#### INSTRUCTIONS FOR THE TASK:
Exclude all pictures, then copy each of the records exactly as written.

━━━━━ RECORDS SHOWN ━━━━━

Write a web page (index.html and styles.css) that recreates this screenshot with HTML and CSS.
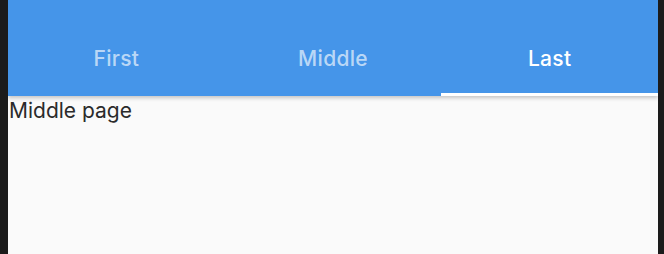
FILE: index.html
```html
<!DOCTYPE html>
<html>
<head>
<meta charset="utf-8">
<link rel="stylesheet" href="styles.css">
</head>
<body>
<div class="app">
  <header class="appbar">
    <nav class="tabs">
      <div class="tab">First</div>
      <div class="tab">Middle</div>
      <div class="tab active">Last</div>
    </nav>
  </header>
  <main class="page">Middle page</main>
</div>
</body>
</html>
```
FILE: styles.css
```css
html, body {
  margin: 0;
  padding: 0;
  height: 100%;
  background: #1b1b1b;
}
.app {
  margin: 0 6px 0 8px;
  height: 254px;
  background: #fafafa;
  display: flex;
  flex-direction: column;
  font-family: Inter, "Noto Sans", sans-serif;
  overflow: hidden;
}
.appbar {
  background: #4595e9;
  height: 96px;
  display: flex;
  flex-direction: column;
  justify-content: flex-end;
  box-shadow: 0 2px 4px rgba(0,0,0,0.22);
  position: relative;
  z-index: 1;
}
.tabs {
  display: flex;
  height: 78px;
}
.tab {
  flex: 1;
  display: flex;
  align-items: center;
  justify-content: center;
  font-size: 21px;
  letter-spacing: 0.3px;
  font-weight: 500;
  color: rgba(255,255,255,0.65);
  box-sizing: border-box;
  padding-top: 6px;
  border-bottom: 3px solid transparent;
}
.tab.active {
  color: #ffffff;
  border-bottom-color: #ffffff;
}
.page {
  padding: 2px 0 0 1px;
  font-size: 21px;
  color: #2b2b2b;
}
```
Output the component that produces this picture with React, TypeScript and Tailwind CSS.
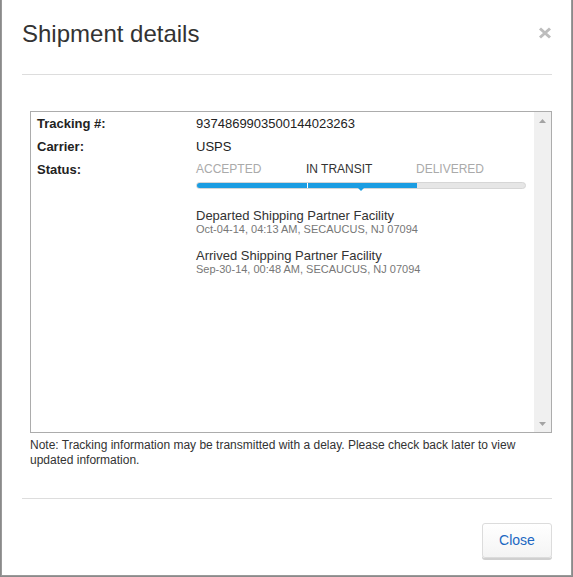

━━━━━

#### RESPONSE:
Write a web page (index.html and styles.css) that recreates this screenshot with HTML and CSS.
FILE: index.html
```html
<!DOCTYPE html>
<html>
<head>
<meta charset="utf-8">
<link rel="stylesheet" href="styles.css">
</head>
<body>
<div class="app">
  <header class="appbar">
    <nav class="tabs">
      <div class="tab">First</div>
      <div class="tab">Middle</div>
      <div class="tab active">Last</div>
    </nav>
  </header>
  <main class="page">Middle page</main>
</div>
</body>
</html>
```
FILE: styles.css
```css
html, body {
  margin: 0;
  padding: 0;
  height: 100%;
  background: #1b1b1b;
}
.app {
  margin: 0 6px 0 8px;
  height: 254px;
  background: #fafafa;
  display: flex;
  flex-direction: column;
  font-family: Inter, "Noto Sans", sans-serif;
  overflow: hidden;
}
.appbar {
  background: #4595e9;
  height: 96px;
  display: flex;
  flex-direction: column;
  justify-content: flex-end;
  box-shadow: 0 2px 4px rgba(0,0,0,0.22);
  position: relative;
  z-index: 1;
}
.tabs {
  display: flex;
  height: 78px;
}
.tab {
  flex: 1;
  display: flex;
  align-items: center;
  justify-content: center;
  font-size: 21px;
  letter-spacing: 0.3px;
  font-weight: 500;
  color: rgba(255,255,255,0.65);
  box-sizing: border-box;
  padding-top: 6px;
  border-bottom: 3px solid transparent;
}
.tab.active {
  color: #ffffff;
  border-bottom-color: #ffffff;
}
.page {
  padding: 2px 0 0 1px;
  font-size: 21px;
  color: #2b2b2b;
}
```
Output the component that produces this picture with React, TypeScript and Tailwind CSS.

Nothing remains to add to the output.